Per qualche anno lavora ore ed ore al giorno in una fabbrica di tessuti, pur di riuscire a mandare qualche soldo a casa, ma le condizioni di vita sono insostenibili e decide di partire.
Arriva a Lesbo ancora minorenne e senza avere più contatti con la sua famiglia.
Suo fratello è stato incarcerato cinque anni fa e sua madre, suo padre e sua sorella sono in Siria, ma da tempo non riesce più a mettersi in contatto con loro.
Sbarcato a Lesbo, finalmente in Europa, presenta la sua domanda di asilo, fiducioso di poter trovare accoglienza nella "terra dei Diritti Umani", nella terra in cui spera di poter trovare finalmente la pace.
Ma queste sue speranze si trasformano velocemente in un'illusione e, per due anni, il tempo per Stefano resta sospeso.
È costretto a vivere in campi in cui le condizioni di vita non sono umane, in cui il sole è cocente e non ci sono né un filo d'ombra né un po' d'acqua fresca.
Campi in cui, in inverno, freddo e vento penetrano dentro alle tende di plastica.
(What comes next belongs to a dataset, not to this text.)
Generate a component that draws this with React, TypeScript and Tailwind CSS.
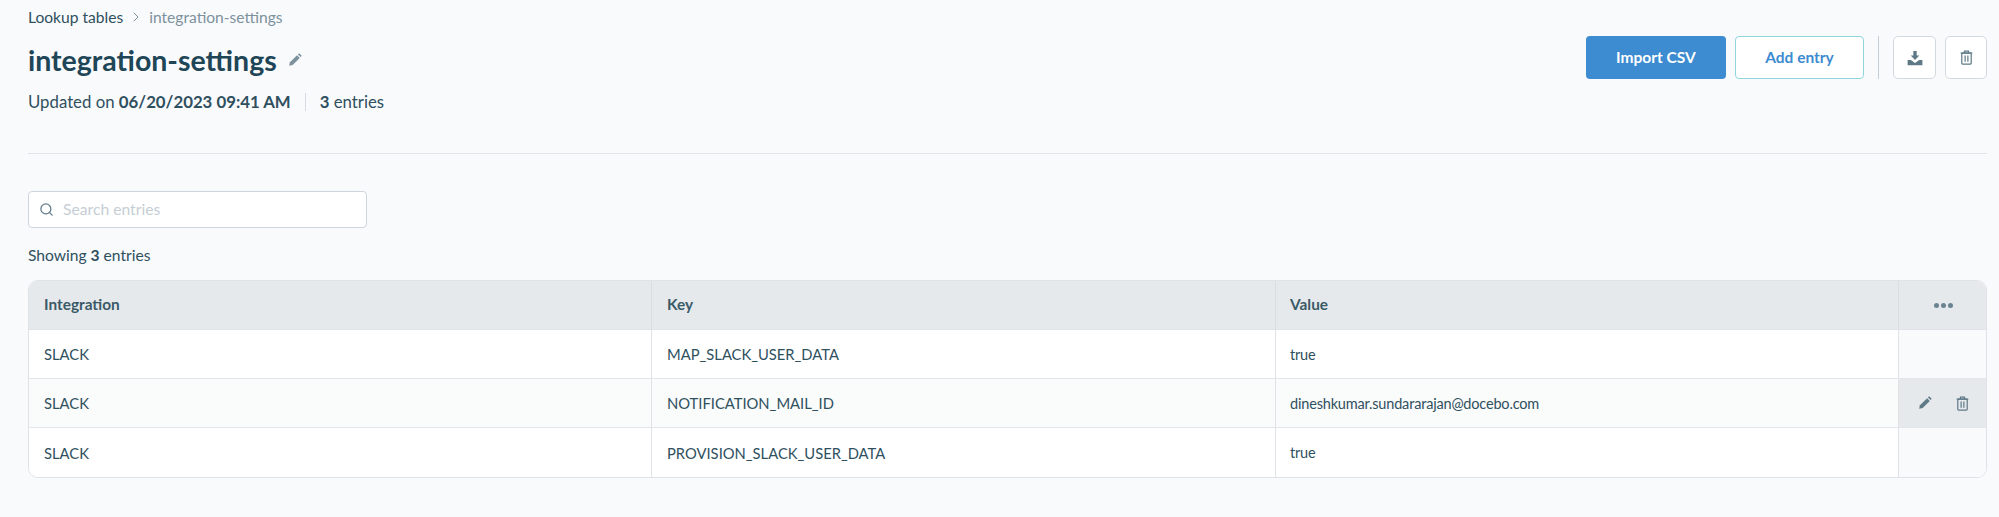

Luoghi in cui si rimane in attesa, aspettando di ricevere una risposta alla domanda di asilo.
Luoghi in cui, anno dopo anno, la speranza si consuma.
Quando si entra in questi campi, si perde perfino il nome e ora Stefano è solo una serie di numeri che stanno a indicare il suo caso legale.
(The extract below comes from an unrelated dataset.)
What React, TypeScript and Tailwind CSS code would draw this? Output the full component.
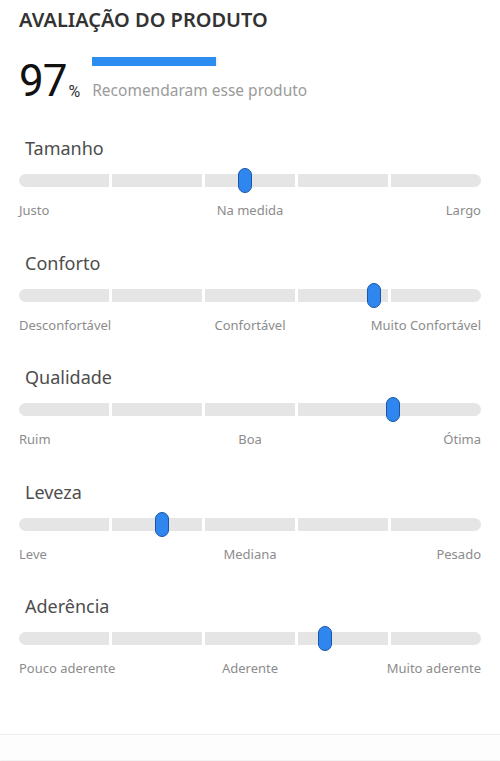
import React from "react";

type Rating = {
  title: string;
  labels: [string, string, string];
  value: number; // 0..1 along the track
};

const RATINGS: Rating[] = [
  { title: "Tamanho", labels: ["Justo", "Na medida", "Largo"], value: 0.489 },
  { title: "Conforto", labels: ["Desconfortável", "Confortável", "Muito Confortável"], value: 0.768 },
  { title: "Qualidade", labels: ["Ruim", "Boa", "Ótima"], value: 0.81 },
  { title: "Leveza", labels: ["Leve", "Mediana", "Pesado"], value: 0.31 },
  { title: "Aderência", labels: ["Pouco aderente", "Aderente", "Muito aderente"], value: 0.662 },
];

function RatingSlider({ rating }: { rating: Rating }) {
  return (
    <div className="h-[114.5px] px-[19px]">
      <div className="pl-[6px] text-[18px] leading-[24px] text-[#4d4d4d]">{rating.title}</div>

      {/* track */}
      <div className="relative mt-[14px] h-[13px]">
        <div className="flex h-full gap-[3px]">
          <div className="flex-1 rounded-l-full bg-[#e5e5e5]" />
          <div className="flex-1 bg-[#e5e5e5]" />
          <div className="flex-1 bg-[#e5e5e5]" />
          <div className="flex-1 bg-[#e5e5e5]" />
          <div className="flex-1 rounded-r-full bg-[#e5e5e5]" />
        </div>
        <div
          className="absolute top-[-6px] h-[25px] w-[14px] -translate-x-1/2 rounded-full border-[1.5px] border-[#1a56a6] bg-[#2f86ee]"
          style={{ left: `${rating.value * 100}%` }}
        />
      </div>

      <div className="mt-[15px] flex justify-between text-[13px] leading-[16px] text-[#8c8c8c]">
        <span className="w-[150px]">{rating.labels[0]}</span>
        <span className="w-[150px] text-center">{rating.labels[1]}</span>
        <span className="w-[150px] text-right">{rating.labels[2]}</span>
      </div>
    </div>
  );
}

export default function App() {
  return (
    <div
      className="relative h-[761px] w-[500px] overflow-hidden bg-white"
      style={{ fontFamily: '"Noto Sans", "Open Sans", sans-serif' }}
    >
      <div className="px-[19px] pt-[6px] text-[20px] font-semibold leading-[27px] text-[#333]">
        AVALIAÇÃO DO PRODUTO
      </div>

      {/* recommendation */}
      <div className="mt-[23px] flex px-[19px]">
        <div className="flex items-end">
          <span
            className="text-[44px] leading-[40px] tracking-[-1px] text-[#111]"
            style={{ fontFamily: "Roboto, Arial, sans-serif" }}
          >
            97
          </span>
          <span
            className="mb-[1px] ml-[2px] text-[16px] leading-[16px] text-[#333]"
            style={{ fontFamily: "Roboto, Arial, sans-serif" }}
          >
            %
          </span>
        </div>
        <div className="ml-[12px] flex flex-col">
          <div className="mt-[1px] h-[9px] w-[126px] bg-[#f0f4f8]">
            <div className="h-full w-[124px] bg-[#2d8cf0]" />
          </div>
          <div className="mt-[13px] text-[15.5px] leading-[22px] text-[#9b9b9b]">
            Recomendaram esse produto
          </div>
        </div>
      </div>

      <div className="mt-[35px] flex flex-col">
        {RATINGS.map((r) => (
          <RatingSlider key={r.title} rating={r} />
        ))}
      </div>

      {/* next card edge */}
      <div className="absolute left-0 right-0 top-[734px] h-[26px] border-t border-[#eeeeee] bg-[#fdfdfd] shadow-[0_1px_2px_rgba(0,0,0,0.08)]" />
    </div>
  );
}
Dopo due anni di attesa, per Stefano arriva una risposta ma non è quella che sperava.
Non gli è stato riconosciuto l'asilo e non può rimanere in Grecia.
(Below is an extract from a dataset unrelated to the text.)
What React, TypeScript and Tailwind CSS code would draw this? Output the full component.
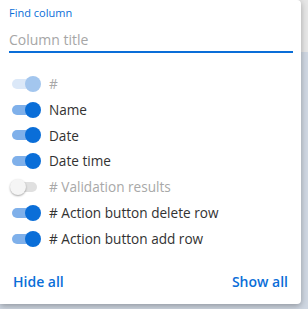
import React, { useState } from "react";

const columns = [
  { label: "#", on: true, disabled: true },
  { label: "Name", on: true },
  { label: "Date", on: true },
  { label: "Date time", on: true },
  { label: "# Validation results", on: false, disabled: true },
  { label: "# Action button delete row", on: true },
  { label: "# Action button add row", on: true },
];

const Toggle = ({ on, disabled }: { on: boolean; disabled?: boolean }) => {
  // three looks: on, on but locked, off and locked
  const track = on
    ? disabled
      ? "bg-[#dbe8f8]"
      : "bg-[#7fb0ea]"
    : "bg-[#e0e0e0]";
  const thumb = on
    ? disabled
      ? "bg-[#a3c6ee]"
      : "bg-[#0a6ed8]"
    : "bg-[#f5f5f5] shadow-[0_1px_2px_rgba(0,0,0,0.35)]";
  return (
    <div className="relative w-[31px] h-[16px] flex items-center shrink-0">
      <div className={`ml-[2px] w-[25px] h-[10px] rounded-full ${track}`} />
      <div
        className={`absolute top-[0px] w-[16px] h-[16px] rounded-full ${thumb} ${
          on ? "left-[15px]" : "left-0"
        }`}
      />
    </div>
  );
};

export default function App() {
  const [query, setQuery] = useState("");

  return (
    <div
      className="w-[308px] h-[309px] bg-[#cfd7e2] overflow-hidden"
      style={{ fontFamily: '"Open Sans", "Noto Sans", sans-serif' }}
    >
      <div className="h-[52px] bg-[#e6e6e6] -mb-[52px]" />
      <div className="relative w-[301px] h-[304px] bg-white rounded-br-[4px] rounded-tr-[4px] shadow-[0_2px_6px_rgba(0,0,0,0.3)] flex flex-col">
        <div className="px-[9px] pt-[5px]">
          <div className="text-[11px] leading-[16px] text-[#0a6ed8]">Find column</div>
          <input
            value={query}
            onChange={(e) => setQuery(e.target.value)}
            placeholder="Column title"
            className="mt-[8px] w-[284px] h-[24px] text-[14px] text-[#333] placeholder:text-[#a6a6a6] outline-none border-b-2 border-[#0a6ed8] pb-[2px]"
          />
        </div>

        <div className="flex flex-col mt-[18px] pl-[10px]">
          {columns.map((c) => (
            <div key={c.label} className="flex items-center h-[25.8px] gap-[8px]">
              <Toggle on={c.on} disabled={c.disabled} />
              <span
                className={`text-[13.6px] leading-none ${
                  c.disabled ? "text-[#a8a8a8]" : "text-[#323232]"
                }`}
              >
                {c.label}
              </span>
            </div>
          ))}
        </div>

        <div className="flex justify-between items-center px-[13px] mt-auto mb-[12px]">
          <button className="text-[14px] font-semibold text-[#0a6ed8]">Hide all</button>
          <button className="text-[14px] font-semibold text-[#0a6ed8]">Show all</button>
        </div>
      </div>
    </div>
  );
}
Deve tornare indietro perché, in seguito all'accordo che la "nostra" Europa ha siglato con la Turchia, quest'ultima è considerata terzo Paese sicuro per i siriani.
E anche per i curdo-siriani.
Le violenze che questi subiscono in terra turca sembrano non esistere agli occhi dell'Europa.
Ormai Stefano ha perso la speranza di poter ottenere qualsiasi accoglienza qui in Grecia e, per una seconda volta, deve partire.
Questo viaggio, però, sarà molto più lungo e pericoloso: chi parte per la c.d. Rotta Balcanica lo sa bene.
Talmente bene che i profughi non la chiamano nemmeno così, ma "The Game" (Il Gioco).
Infatti, in questo viaggio disperato, che spesso rappresenta l'ultima speranza per tante persone come Stefano, si mette in gioco la vita.

Siamo nel parcheggio del porto e, da lontano, vediamo arrivare Stefano con lo zaino sulle spalle, accompagnato da due ragazzi, mentre una decina di altri giovani lo aspettano con ansia e preoccupazione vicino all'imbarco.
Gli andiamo incontro e ci sorride felice per il fatto che i suoi amici sono venuti a salutarlo nel giorno in cui ha deciso di "giocare".
Per la seconda volta Stefano deve lasciare i suoi affetti.
Deve lasciare i suoi amici, quelli che sono stati la sua seconda famiglia e gli sono stati accanto fino all'ultimo.
Stefano è sempre sorridente, perfino oggi, ma quando ci abbraccia le lacrime iniziano a riempirgli gli occhi; il suo giovane viso circondato dai bei lunghi capelli mossi neri non riesce a nascondere l'agitazione e le preoccupazioni che prendono sempre più spazio dentro di lui mano a mano che il "Game" si avvicina.
Ci saluta e ci abbraccia uno a uno.
Facciamo l'ultima foto insieme.
Cantiamo l'ultima canzone insieme.
Poi arriva il momento del distacco, Stefano si imbarca e si dirige subito sugli ultimi piani della nave, sul tettuccio, per poterci vedere e per stare ancora un po' con noi.
Per non lasciarci andare fino all'ultimo.
Per poter imprimere nella mente quelle persone che, forse, gli hanno regalato un po' di Amore in questi anni di solitudine, che lo hanno condotto lontano dalla famiglia e che gli hanno portato via tutti i sogni che un quattordicenne poteva avere.
Si ferma sul tettuccio della nave, ci guarda e continua a disegnare cuori con le mani.
Non ci perde con lo sguardo nemmeno un secondo e quei cuori che mima in lontananza, quelle mani che gesticolano in continuazione sono l'unico modo che ora ha per comunicarci le sue emozioni, per dirci che ci vuole bene e che ci porterà con sé in questo lungo viaggio.
Dal momento in cui la nave lascia il porto, Stefano sa che ha iniziato a giocarsi la vita.